Dataset content –
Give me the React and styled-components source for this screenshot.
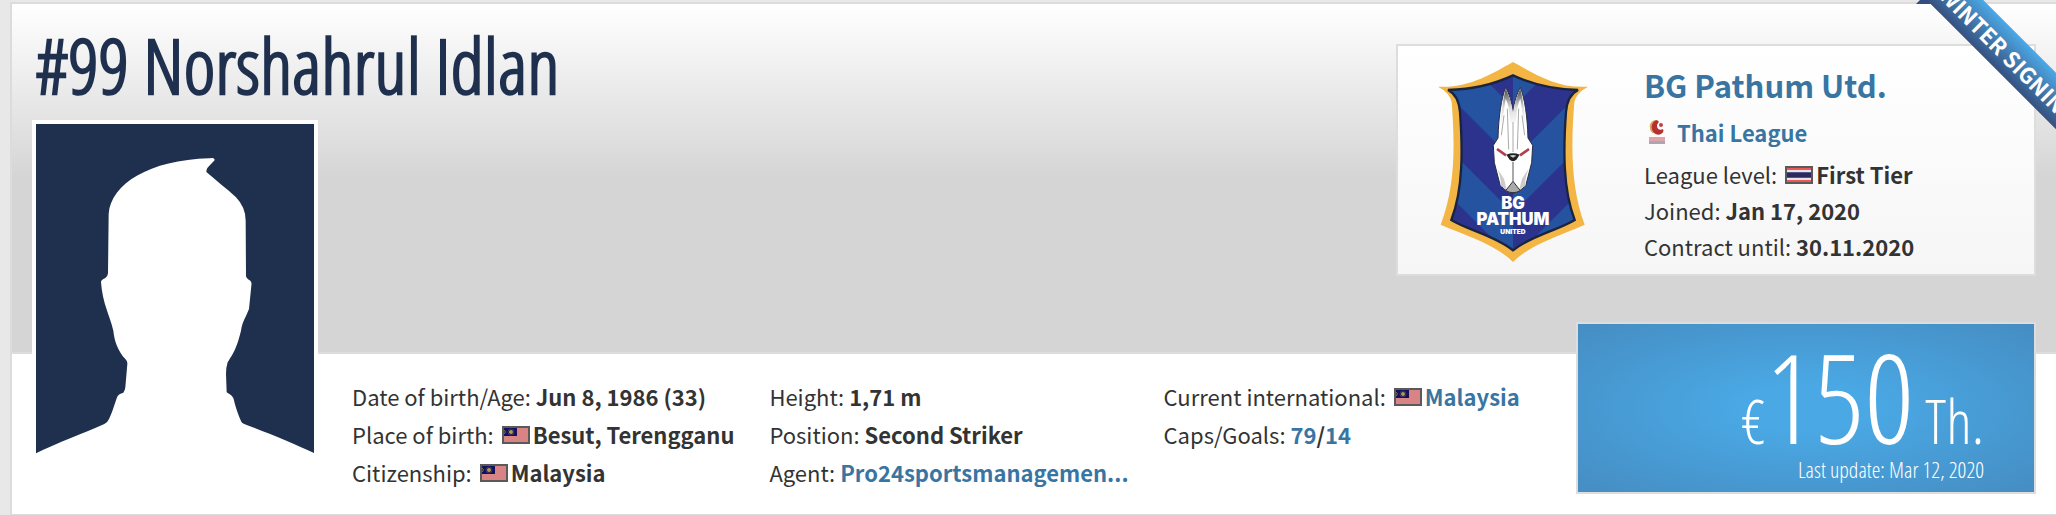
import React from 'react';

import styled, { createGlobalStyle } from 'styled-components';

const GlobalStyle = createGlobalStyle`
    * {
        box-sizing: border-box;
    }

    body {
        margin: 0;
        background: #e8e8e8;
        color: #333;
        font-family: "Source Sans Pro", "Noto Sans CJK SC", sans-serif;
        font-size: 22px;
    }
`;

const Malaysia = () => (
    <Flag viewBox="0 0 24 14" preserveAspectRatio="none" role="img" aria-label="Malaysia">
        <rect width="24" height="14" fill="#d98484" />
        <rect width="13" height="8" fill="#11115e" />
        <path d="M0 2Q3 4 0 6" fill="none" stroke="#8a7a3c" strokeWidth="1" />
        <circle cx="7" cy="4" r="2" fill="#b59a45" />
        <circle cx="7" cy="4" r="3" fill="none" stroke="#3b3560" strokeWidth="1" />
    </Flag>
);

const Thailand = () => (
    <Flag viewBox="0 0 24 14" preserveAspectRatio="none" role="img" aria-label="Thailand">
        <rect width="24" height="14" fill="#e85a55" />
        <rect y="2" width="24" height="10" fill="#e9e3e8" />
        <rect y="4" width="24" height="6" fill="#57528a" />
        <rect y="5" width="24" height="4" fill="#2b2a5c" />
    </Flag>
);

const LeagueLogo = () => (
    <LeagueMark viewBox="0 0 18 26" aria-hidden="true">
        <path d="M2 9C1 5 4 1 8 1L7 5C5 8 6 12 9 14C5 15 2 13 2 9Z" fill="#dca25a" />
        <path d="M9 1C5 2 3 6 4 10C5 14 9 17 13 15C15 14 16 12 15 10C12 12 9 10 9 7C9 5 10 4 11 3Z" fill="#b5302f" />
        <circle cx="13" cy="6" r="2" fill="#c2403d" />
        <rect x="1" y="18" width="16" height="4" fill="#e0a3a6" />
        <rect x="1" y="22" width="16" height="3" fill="#a9a5bb" />
    </LeagueMark>
);

const Portrait = () => (
    <svg viewBox="0 0 834 1083" role="img" aria-label="Norshahrul Idlan">
        <rect width="834" height="1083" fill="#1f304e" />
        <path
            fill="#fff"
            d="M0 988C60 958 150 925 205 900Q215 895 219 885C232 860 238 830 245 816Q248 810 262 806Q267 800 268 790L274 720Q275 712 268 705C245 680 235 650 232 620C220 570 200 540 195 475Q194 468 208 462Q215 458 216 448L218 270C225 180 340 108 520 103L530 102Q540 105 533 112L520 125Q508 135 512 145C540 170 570 192 600 220Q629 250 629 290L630 455Q630 463 643 470Q648 475 646 485L639 555C625 590 620 590 615 620C600 680 590 690 575 715Q570 730 570 750L572 805Q590 815 593 825C600 855 610 880 616 893Q618 898 640 906C710 932 780 962 834 987V1083H0Z"
        />
    </svg>
);

const Crest = () => (
    <CrestArt viewBox="0 0 450 600" role="img" aria-label="BG Pathum Utd.">
        <defs>
            <clipPath id="shield">
                <path d="M225 40C170 66 100 82 30 84Q62 100 66 150C74 260 76 380 40 474C90 505 170 520 225 565C280 520 360 505 410 474C374 380 376 260 384 150Q388 100 420 84C350 82 280 66 225 40Z" />
            </clipPath>
            <linearGradient id="ear" x1="0" y1="0" x2="0" y2="1">
                <stop offset="0" stopColor="#444" />
                <stop offset="0.5" stopColor="#ddd" />
                <stop offset="1" stopColor="#fff" />
            </linearGradient>
        </defs>
        <path
            fill="#f3b544"
            d="M225 0C160 36 90 80 0 74Q35 92 41 120C50 240 54 370 8 488C80 520 170 545 225 600C280 545 370 520 440 488C396 370 400 240 409 120Q415 92 450 74C360 80 290 36 225 0Z"
        />
        <g clipPath="url(#shield)">
            <rect width="450" height="600" fill="#2b338c" />
            <path d="M0-89L225 136V293L0 68ZM0 228L225 453V591L0 366Z" fill="#2553a0" />
            <path d="M450-89L225 136V0ZM450 68L225 293V453L450 228ZM450 366L225 591V620H450Z" fill="#2553a0" />
        </g>
        <path
            fill="none"
            stroke="#1a2440"
            strokeWidth="7"
            d="M225 40C170 66 100 82 30 84Q62 100 66 150C74 260 76 380 40 474C90 505 170 520 225 565C280 520 360 505 410 474C374 380 376 260 384 150Q388 100 420 84C350 82 280 66 225 40Z"
        />
        <path
            fill="#fff"
            stroke="#252c4a"
            strokeWidth="3"
            d="M203 76C190 110 182 160 180 228L166 250L169 302L186 368Q205 392 225 393Q245 392 264 368L281 302L284 250L270 228C268 160 260 110 247 76C236 96 228 120 225 150C222 120 214 96 203 76Z"
        />
        <path d="M203 80Q190 130 188 195Q198 150 203 110Q214 130 216 180L225 185V150Q218 110 203 80ZM247 80Q260 130 262 195Q252 150 247 110Q236 130 234 180L225 185V150Q232 110 247 80Z" fill="url(#ear)" />
        <path d="M208 140L212 262M242 140L238 262M225 180V270M198 160L190 220M252 160L260 220" stroke="#aaa" strokeWidth="3" fill="none" />
        <path d="M177 261L204 280M273 261L246 280" stroke="#b0404c" strokeWidth="8" />
        <path d="M205 278Q225 270 245 278L236 292Q225 304 214 292Z" fill="#222" />
        <path d="M215 281Q225 277 235 281L225 287Z" fill="#ccc" />
        <path d="M225 300V358" stroke="#555" strokeWidth="3" />
        <path d="M178 320Q190 350 188 372L206 382L198 350ZM272 320Q260 350 262 372L244 382L252 350Z" fill="#ccc" />
        <path d="M225 358L203 386Q225 398 247 386Z" fill="#aaa" stroke="#333" strokeWidth="3" />
        <CrestText x="225" y="442" fontSize="50">BG</CrestText>
        <CrestText x="225" y="490" fontSize="50">PATHUM</CrestText>
        <CrestText x="225" y="516" fontSize="20">UNITED</CrestText>
    </CrestArt>
);

const App = () => {
    return (
        <Page>
            <GlobalStyle />
            <Profile>
                <Header>
                    <Name>#99 Norshahrul Idlan</Name>
                    <ClubCard>
                        <Crest />
                        <div>
                            <ClubName><Link href="#club">BG Pathum Utd.</Link></ClubName>
                            <League>
                                <LeagueLogo />
                                <Link href="#league">Thai League</Link>
                            </League>
                            <ClubRow>League level: <Thailand /><b>First Tier</b></ClubRow>
                            <ClubRow>Joined: <b>Jan 17, 2020</b></ClubRow>
                            <ClubRow>Contract until: <b>30.11.2020</b></ClubRow>
                        </div>
                    </ClubCard>
                </Header>
                <Details>
                    <Photo><Portrait /></Photo>
                    <Facts>
                        <div>
                            <Fact>Date of birth/Age: <b>Jun 8, 1986 (33)</b></Fact>
                            <Fact>Place of birth: <Malaysia /><b>Besut, Terengganu</b></Fact>
                            <Fact>Citizenship: <Malaysia /><b>Malaysia</b></Fact>
                        </div>
                        <div>
                            <Fact>Height: <b>1,71 m</b></Fact>
                            <Fact>Position: <b>Second Striker</b></Fact>
                            <Fact>Agent: <Link href="#agent">Pro24sportsmanagemen...</Link></Fact>
                        </div>
                        <div>
                            <Fact>Current international: <Malaysia /><Link href="#malaysia">Malaysia</Link></Fact>
                            <Fact>Caps/Goals: <Link href="#caps">79</Link><b>/</b><Link href="#goals">14</Link></Fact>
                        </div>
                    </Facts>
                    <MarketValue>
                        <Amount><Unit>€</Unit>150<Unit> Th.</Unit></Amount>
                        <Updated>Last update: Mar 12, 2020</Updated>
                    </MarketValue>
                </Details>
                <RibbonFold />
                <Ribbon>WINTER SIGNING</Ribbon>
            </Profile>
        </Page>
    );
}

const Page = styled.main`
    padding: 2px 0 0 10px;
    overflow: hidden;
`;

const Profile = styled.section`
    position: relative;
    background: #fff;
    border: 2px solid #dcdcdc;
    border-right: 0;
    border-bottom-width: 1px;
`;

const Header = styled.header`
    display: flex;
    justify-content: space-between;
    align-items: flex-start;
    padding: 20px 20px 76px 24px;
    border-bottom: 2px solid #ddd;
    background: linear-gradient(#fff, #d5d5d5 50%);
`;

const Name = styled.h1`
    margin: 0;
    color: #1f304e;
    font-family: "Open Sans Condensed Light", "Open Sans Condensed", sans-serif;
    font-size: 76px;
    font-weight: 700;
    line-height: 82px;
    white-space: nowrap;
`;

const ClubCard = styled.section`
    display: flex;
    gap: 56px;
    width: 640px;
    margin-top: 20px;
    padding: 16px 40px 12px;
    border: 2px solid #ddd;
    background: linear-gradient(#fff, #f6f6f6);
    white-space: nowrap;
`;

const CrestArt = styled.svg`
    flex: none;
    width: 150px;
    height: 200px;
`;

const CrestText = styled.text`
    fill: #fff;
    font-family: Inter, sans-serif;
    font-weight: 900;
    text-anchor: middle;
`;

const Link = styled.a`
    color: #3975a3;
    font-weight: 700;
    text-decoration: none;
`;

const ClubName = styled.h2`
    height: 46px;
    margin: 0;
    font-size: 31px;
    line-height: 46px;
`;

const League = styled.div`
    display: flex;
    align-items: center;
    gap: 11px;
    height: 48px;
    padding: 0 0 0 4px;
`;

const LeagueMark = styled.svg`
    width: 18px;
    height: 26px;
`;

const ClubRow = styled.div`
    height: 36px;
    line-height: 36px;

    &:last-child {
        height: 34px;
    }
`;

const Flag = styled.svg`
    width: 28px;
    height: 18px;
    margin: 0 3px;
    border: 2px solid #5a5a5a;
    vertical-align: baseline;
`;

const Details = styled.div`
    display: flex;
    align-items: flex-start;
    padding: 0 20px 20px;
`;

const Photo = styled.figure`
    flex: none;
    width: 286px;
    margin: -234px 34px 0 0;
    border: 4px solid #fff;

    svg {
        display: block;
        width: 100%;
    }
`;

const Facts = styled.div`
    display: flex;
    flex: 1;
    gap: 35px;
    padding-top: 23px;
    white-space: nowrap;
`;

const Fact = styled.div`
    line-height: 38px;
`;

const MarketValue = styled.section`
    flex: none;
    width: 460px;
    margin-top: -32px;
    padding: 16px 50px 6px;
    border: 2px solid #ddd;
    background: radial-gradient(#4aa8e4 20%, #458bc0 105%);
    color: #fff;
    font-family: "Open Sans Condensed Light", "Open Sans Condensed", sans-serif;
    text-align: right;
    white-space: nowrap;
`;

const Amount = styled.div`
    font-size: 124px;
    line-height: 112px;
`;

const Unit = styled.span`
    font-size: 60px;
    line-height: 60px;
`;

const Updated = styled.div`
    font-size: 22px;
    line-height: 34px;
`;

const Ribbon = styled.div`
    position: absolute;
    top: 30px;
    right: -103px;
    width: 300px;
    height: 40px;
    background: linear-gradient(#4ca9e6, #36507f);
    color: #fff;
    font-weight: 700;
    line-height: 40px;
    text-align: center;
    transform: rotate(45deg);
`;

const RibbonFold = styled.div`
    position: absolute;
    top: -4px;
    right: 122px;
    width: 18px;
    height: 4px;
    background: #344e7f;
    clip-path: polygon(4px 0, 100% 0, 100% 100%, 0 100%);
`;

export default App;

Task brief – From the data above, copy each line where the string "components" appears.

Task output –
Give me the React and styled-components source for this screenshot.
import styled, { createGlobalStyle } from 'styled-components';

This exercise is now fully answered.